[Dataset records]
* * * * * * * * *

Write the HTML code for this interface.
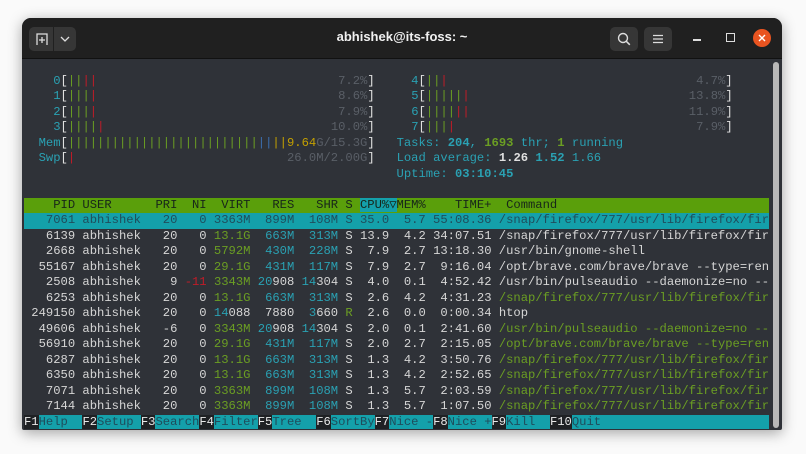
<!DOCTYPE html>
<html><head><meta charset="utf-8">
<style>
html,body{margin:0;padding:0;background:#fafafa;width:806px;height:454px;overflow:hidden}
.win{position:absolute;left:22px;top:18px;width:760px;height:412px;background:#2f3238;border-radius:9px 9px 2px 2px;box-shadow:0 3px 14px rgba(0,0,0,.35);overflow:hidden}
.tb{position:absolute;left:0;top:0;width:760px;height:40px;background:#202020;border-bottom:1px solid #111}
.btn{position:absolute;top:9px;height:24px;background:#363636;border-radius:5px}
.title{position:absolute;left:0;width:760px;top:11px;text-align:center;color:#f0f0f0;font:bold 13px "Liberation Sans",sans-serif}
.term{position:absolute;left:2px;top:40px;font-family:"Liberation Mono","DejaVu Sans Mono",monospace;font-size:12.18px;color:#d6d6d6}
.l{height:15.5px;line-height:15.5px;white-space:pre;width:102ch}
.c{color:#2aa1b3}.g{color:#6b9e23}.r{color:#c01c28}.d{color:#5a5f67}.y{color:#c4a000}.b{color:#3b6fb0}.w{color:#e0e0e0}
.bo{font-weight:bold}
.hd{background:#5a9f0b;color:#18261a}
.hc{background:#14a0aa}
.sel{background:#14a0aa;color:#1f4d5c}
.fk{color:#e8e8e8;background:#1f2124}
.fl{background:#14a0aa;color:#1f4d5c}
.tri{display:inline-block;width:1ch;text-align:center;overflow:hidden;vertical-align:top}
.sb{position:absolute;left:751px;top:44px;width:6px;height:366px;background:#b8b8b8;border-radius:3px}
</style></head><body>
<div class="win">
 <div class="tb">
  <div class="btn" style="left:7px;width:47px"></div>
  <div style="position:absolute;left:31px;top:9px;width:1px;height:24px;background:#202020"></div>
  <svg style="position:absolute;left:13px;top:14px" width="14" height="14" viewBox="0 0 14 14"><path d="M2 13V2h10v11" fill="none" stroke="#ddd" stroke-width="1.3"/><path d="M7 5v6M4 8h6" stroke="#ddd" stroke-width="1.3"/></svg>
  <svg style="position:absolute;left:38px;top:17px" width="10" height="8" viewBox="0 0 10 8"><path d="M1 2l4 4 4-4" fill="none" stroke="#ddd" stroke-width="1.3"/></svg>
  <div class="title">abhishek@its-foss: ~</div>
  <div class="btn" style="left:588px;width:28px"></div>
  <svg style="position:absolute;left:595px;top:14px" width="14" height="14" viewBox="0 0 14 14"><circle cx="6" cy="6" r="4.5" fill="none" stroke="#ddd" stroke-width="1.4"/><path d="M9.3 9.3l3.5 3.5" stroke="#ddd" stroke-width="1.5"/></svg>
  <div class="btn" style="left:622px;width:28px"></div>
  <svg style="position:absolute;left:630px;top:15px" width="12" height="12" viewBox="0 0 12 12"><path d="M1 2.5h10M1 6h10M1 9.5h10" stroke="#ddd" stroke-width="1.2"/></svg>
  <div style="position:absolute;left:671px;top:21px;width:8px;height:1.5px;background:#ddd"></div>
  <div style="position:absolute;left:704px;top:15px;width:7px;height:7px;border:1.3px solid #ddd"></div>
  <div style="position:absolute;left:731px;top:11px;width:18px;height:18px;border-radius:50%;background:#e95420"></div>
  <svg style="position:absolute;left:736px;top:16px" width="8" height="8" viewBox="0 0 8 8"><path d="M1 1l6 6M7 1l-6 6" stroke="#fff" stroke-width="1.4"/></svg>
 </div>
 <div class="sb"></div>
 <div class="term">
<div class="l"> </div>
<div class="l">    <span class="c">0</span><span class="w">[</span><span class="g">||</span><span class="r">||</span>                                 <span class="d">7.2%</span><span class="w">]</span>     <span class="c">4</span><span class="w">[</span><span class="g">||</span><span class="r">|</span>                                  <span class="d">4.7%</span><span class="w">]</span></div>
<div class="l">    <span class="c">1</span><span class="w">[</span><span class="g">|||</span><span class="r">|</span>                                 <span class="d">8.6%</span><span class="w">]</span>     <span class="c">5</span><span class="w">[</span><span class="g">|||||</span><span class="r">|</span>                              <span class="d">13.8%</span><span class="w">]</span></div>
<div class="l">    <span class="c">2</span><span class="w">[</span><span class="g">|||</span><span class="r">|</span>                                 <span class="d">7.9%</span><span class="w">]</span>     <span class="c">6</span><span class="w">[</span><span class="g">||||</span><span class="r">||</span>                              <span class="d">11.9%</span><span class="w">]</span></div>
<div class="l">    <span class="c">3</span><span class="w">[</span><span class="g">||||</span><span class="r">|</span>                               <span class="d">10.0%</span><span class="w">]</span>     <span class="c">7</span><span class="w">[</span><span class="g">|||</span><span class="r">|</span>                                 <span class="d">7.9%</span><span class="w">]</span></div>
<div class="l">  <span class="c">Mem</span><span class="w">[</span><span class="g">||||||||||||||||||||||||||</span><span class="b">||</span><span class="y">||9.64</span><span class="d">G/15.3G</span><span class="w">]</span>   <span class="c">Tasks: <b>204</b>, </span><span class="g bo">1693</span><span class="c"> thr; </span><span class="g bo">1</span><span class="c"> running</span></div>
<div class="l">  <span class="c">Swp</span><span class="w">[</span><span class="r">|</span>                             <span class="d">26.0M/2.00G</span><span class="w">]</span>   <span class="c">Load average: </span><span class="w bo">1.26</span><span class="c bo"> 1.52</span><span class="c"> 1.66</span></div>
<div class="l">                                                   <span class="c">Uptime: <b>03:10:45</b></span></div>
<div class="l"> </div>
<div class="l hd">    PID USER      PRI  NI  VIRT   RES   SHR S <span class="hc">CPU%<span class="tri">▽</span></span>MEM%    TIME+  Command                                     </div>
<div class="l sel">   7061 abhishek   20   0 3363M  899M  108M S 35.0  5.7 55:08.36 /snap/firefox/777/usr/lib/firefox/fir</div>
<div class="l">   6139 abhishek   20   0 <span class="g">13.1G</span>  <span class="c">663M</span>  <span class="c">313M</span> S 13.9  4.2 34:07.51 /snap/firefox/777/usr/lib/firefox/fir</div>
<div class="l">   2668 abhishek   20   0 <span class="g">5792M</span>  <span class="c">430M</span>  <span class="c">228M</span> S  7.9  2.7 13:18.30 /usr/bin/gnome-shell</div>
<div class="l">  55167 abhishek   20   0 <span class="g">29.1G</span>  <span class="c">431M</span>  <span class="c">117M</span> S  7.9  2.7  9:16.04 /opt/brave.com/brave/brave --type=ren</div>
<div class="l">   2508 abhishek    9 <span class="r">-11</span> <span class="g">3343M</span> <span class="c">20</span>908 <span class="c">14</span>304 S  4.0  0.1  4:52.42 /usr/bin/pulseaudio --daemonize=no --</div>
<div class="l">   6253 abhishek   20   0 <span class="g">13.1G</span>  <span class="c">663M</span>  <span class="c">313M</span> S  2.6  4.2  4:31.23 <span class="g">/snap/firefox/777/usr/lib/firefox/fir</span></div>
<div class="l"> 249150 abhishek   20   0 <span class="c">14</span>088  7880  <span class="c">3</span>660 <span class="g">R</span>  2.6  0.0  0:00.34 htop</div>
<div class="l">  49606 abhishek   -6   0 <span class="g">3343M</span> <span class="c">20</span>908 <span class="c">14</span>304 S  2.0  0.1  2:41.60 <span class="g">/usr/bin/pulseaudio --daemonize=no --</span></div>
<div class="l">  56910 abhishek   20   0 <span class="g">29.1G</span>  <span class="c">431M</span>  <span class="c">117M</span> S  2.0  2.7  2:15.05 <span class="g">/opt/brave.com/brave/brave --type=ren</span></div>
<div class="l">   6287 abhishek   20   0 <span class="g">13.1G</span>  <span class="c">663M</span>  <span class="c">313M</span> S  1.3  4.2  3:50.76 <span class="g">/snap/firefox/777/usr/lib/firefox/fir</span></div>
<div class="l">   6350 abhishek   20   0 <span class="g">13.1G</span>  <span class="c">663M</span>  <span class="c">313M</span> S  1.3  4.2  2:52.65 <span class="g">/snap/firefox/777/usr/lib/firefox/fir</span></div>
<div class="l">   7071 abhishek   20   0 <span class="g">3363M</span>  <span class="c">899M</span>  <span class="c">108M</span> S  1.3  5.7  2:03.59 <span class="g">/snap/firefox/777/usr/lib/firefox/fir</span></div>
<div class="l">   7144 abhishek   20   0 <span class="g">3363M</span>  <span class="c">899M</span>  <span class="c">108M</span> S  1.3  5.7  1:07.50 <span class="g">/snap/firefox/777/usr/lib/firefox/fir</span></div>
<div class="l"><span class="fk">F1</span><span class="fl">Help  </span><span class="fk">F2</span><span class="fl">Setup </span><span class="fk">F3</span><span class="fl">Search</span><span class="fk">F4</span><span class="fl">Filter</span><span class="fk">F5</span><span class="fl">Tree  </span><span class="fk">F6</span><span class="fl">SortBy</span><span class="fk">F7</span><span class="fl">Nice -</span><span class="fk">F8</span><span class="fl">Nice +</span><span class="fk">F9</span><span class="fl">Kill  </span><span class="fk">F10</span><span class="fl">Quit                       </span></div>
 </div>
</div>
</body></html>
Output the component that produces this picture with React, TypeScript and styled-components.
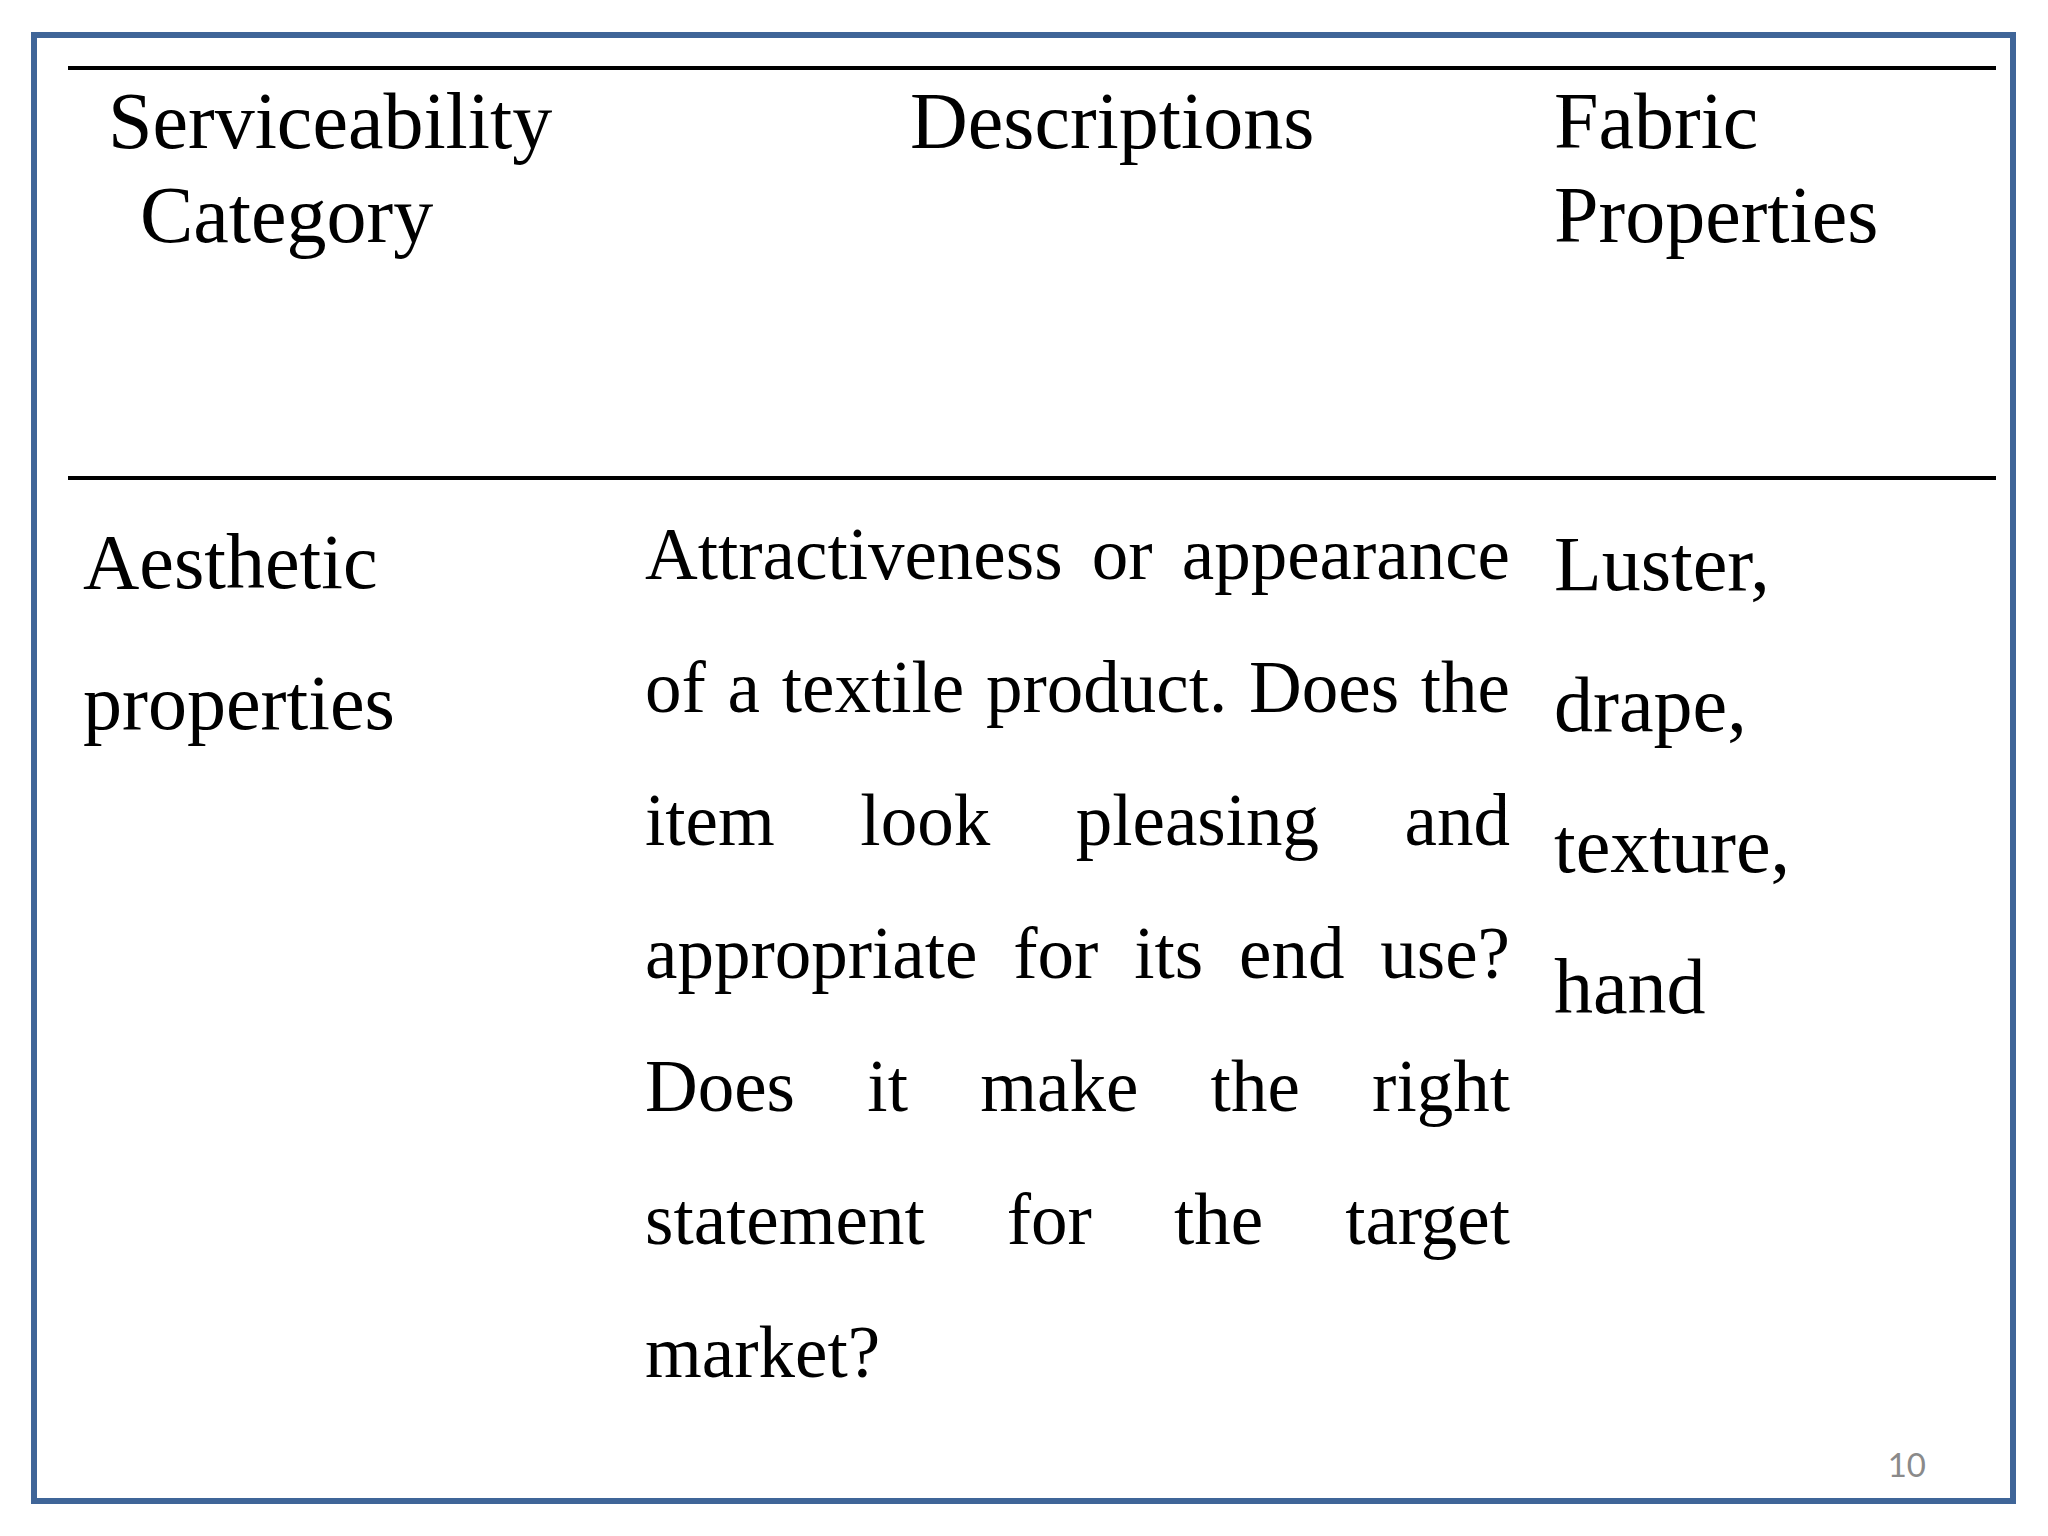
import React from 'react';
import styled, { createGlobalStyle } from 'styled-components';

const GlobalStyle = createGlobalStyle`
  html, body {
    margin: 0;
    padding: 0;
    background: #ffffff;
  }
  body {
    font-family: "Liberation Serif", "Times New Roman", serif;
    color: #000000;
  }
`;

const Slide = styled.div`
  width: 2048px;
  height: 1536px;
  padding: 32px 0 0 31px;
  box-sizing: border-box;
`;

const Frame = styled.div`
  width: 1985px;
  height: 1472px;
  box-sizing: border-box;
  border: 6px solid #3f6598;
  display: flex;
  flex-direction: column;
  padding: 28px 14px 17px 31px;
`;

const Table = styled.div`
  display: flex;
  flex-direction: column;
`;

const Row = styled.div<{ $head?: boolean }>`
  display: grid;
  grid-template-columns: 562px 905px 1fr;
  align-items: start;
  box-sizing: border-box;
  ${(p) =>
    p.$head &&
    `
    height: 414px;
    border-top: 4px solid #000;
    border-bottom: 4px solid #000;
  `}
`;

const HeadCell = styled.div<{ $indent: number }>`
  padding: 4px 0 0 ${(p) => p.$indent}px;
  font-size: 80px;
  line-height: 94px;
`;

const HeadLine = styled.span<{ $shift?: number }>`
  display: block;
  padding-left: ${(p) => p.$shift ?? 0}px;
  white-space: nowrap;
`;

const Cell = styled.div<{ $top: number; $left: number; $right?: number; $size: number; $lh: number; $justify?: boolean; $max?: number }>`
  padding: ${(p) => p.$top}px ${(p) => p.$right ?? 0}px 0 ${(p) => p.$left}px;
  font-size: ${(p) => p.$size}px;
  line-height: ${(p) => p.$lh}px;
  text-align: ${(p) => (p.$justify ? 'justify' : 'left')};
  ${(p) => (p.$max ? `max-width: ${p.$max}px;` : '')}
`;

const Footer = styled.div`
  margin-top: auto;
  display: flex;
  justify-content: flex-end;
  padding-right: 70px;
  font-family: Lato, "Open Sans", sans-serif;
  font-size: 33px;
  line-height: 33px;
  color: #8a8a8a;
`;

export default function App() {
  return (
    <>
      <GlobalStyle />
      <Slide>
        <Frame>
          <Table>
            <Row $head>
              <HeadCell $indent={40}>
                <HeadLine>Serviceability</HeadLine>
                <HeadLine $shift={32}>Category</HeadLine>
              </HeadCell>
              <HeadCell $indent={280}>
                <HeadLine>Descriptions</HeadLine>
              </HeadCell>
              <HeadCell $indent={19}>
                <HeadLine>Fabric</HeadLine>
                <HeadLine>Properties</HeadLine>
              </HeadCell>
            </Row>
            <Row>
              <Cell $top={11} $left={15} $size={78} $lh={141}>
                Aesthetic properties
              </Cell>
              <Cell $top={8} $left={15} $right={25} $size={73} $lh={133} $justify>
                Attractiveness or appearance of a textile product. Does the item look pleasing and
                appropriate for its end use? Does it make the right statement for the target market?
              </Cell>
              <Cell $top={13} $left={19} $size={78} $lh={141} $max={320}>
                Luster, drape, texture, hand
              </Cell>
            </Row>
          </Table>
          <Footer>10</Footer>
        </Frame>
      </Slide>
    </>
  );
}
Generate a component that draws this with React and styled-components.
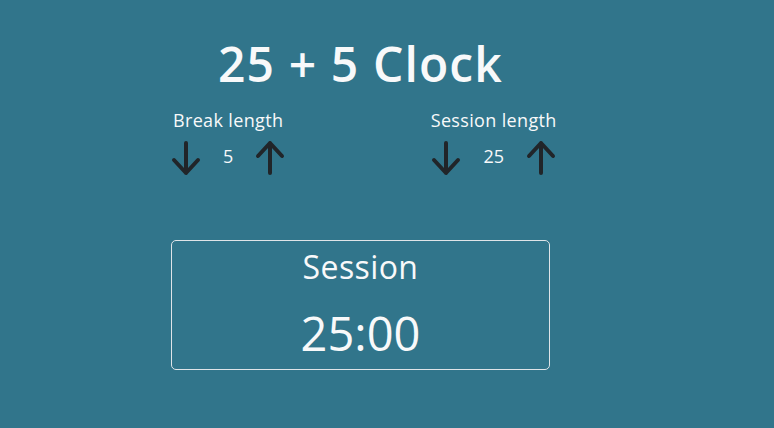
import React from "react";
import styled, { createGlobalStyle } from "styled-components";

const Global = createGlobalStyle`
  html, body { margin: 0; padding: 0; }
  body {
    background: #31758b;
    color: #f8f9fa;
    font-family: "Open Sans", "Noto Sans", sans-serif;
    min-height: 428px;
  }
`;

const Page = styled.main`
  padding: 35px 0 0 171px;
`;

const Wrapper = styled.div`
  width: 379px;
  display: flex;
  flex-direction: column;
`;

const Title = styled.h1`
  margin: 0;
  font-size: 48px;
  font-weight: 600;
  letter-spacing: 1.1px;
  line-height: 57.6px;
  text-align: center;
`;

const Controls = styled.div`
  display: flex;
  justify-content: space-between;
  margin: 14px -7px 0 -1px;
`;

const Control = styled.section`
  display: flex;
  flex-direction: column;
  align-items: center;
`;

const Label = styled.div`
  font-size: 18px;
  letter-spacing: 0.35px;
  line-height: 27px;
`;

const Row = styled.div`
  display: flex;
  align-items: center;
  gap: 21px;
  margin-top: 3px;
`;

const ArrowButton = styled.button`
  border: 0;
  padding: 0;
  background: none;
  color: #212529;
  width: 32px;
  height: 40px;
  display: flex;
  cursor: pointer;
`;

const Value = styled.span`
  font-size: 18px;
  line-height: 27px;
`;

const Display = styled.div`
  margin-top: 63px;
  border: 1px solid #dfe4e8;
  border-radius: 5px;
  padding: 7px 0 7px;
  display: flex;
  flex-direction: column;
  align-items: center;
`;

const TimerLabel = styled.div`
  font-size: 32px;
  letter-spacing: 0.4px;
  line-height: 38px;
`;

const Time = styled.div`
  margin-top: 19px;
  font-size: 47px;
  line-height: 57px;
`;

const Arrow = ({ dir }) => (
  <svg width="32" height="40" viewBox="0 0 32 40" fill="none" stroke="currentColor"
       strokeWidth="4" strokeLinecap="round" strokeLinejoin="round">
    {dir === "down" ? (
      <path d="M16 6 V36 M4 23 L16 36 L28 23" />
    ) : (
      <path d="M16 36 V6 M4 19 L16 6 L28 19" />
    )}
  </svg>
);

const Setter = ({ label, value }) => (
  <Control>
    <Label>{label}</Label>
    <Row>
      <ArrowButton aria-label="decrement"><Arrow dir="down" /></ArrowButton>
      <Value>{value}</Value>
      <ArrowButton aria-label="increment"><Arrow dir="up" /></ArrowButton>
    </Row>
  </Control>
);

export default function App() {
  return (
    <>
      <Global />
      <Page>
        <Wrapper>
          <Title>25 + 5 Clock</Title>
          <Controls>
            <Setter label="Break length" value={5} />
            <Setter label="Session length" value={25} />
          </Controls>
          <Display>
            <TimerLabel>Session</TimerLabel>
            <Time>25:00</Time>
          </Display>
        </Wrapper>
      </Page>
    </>
  );
}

* * * * * * * * *

What is being asked
Count the lines above that contain the word "React", and give only that number.

Result
4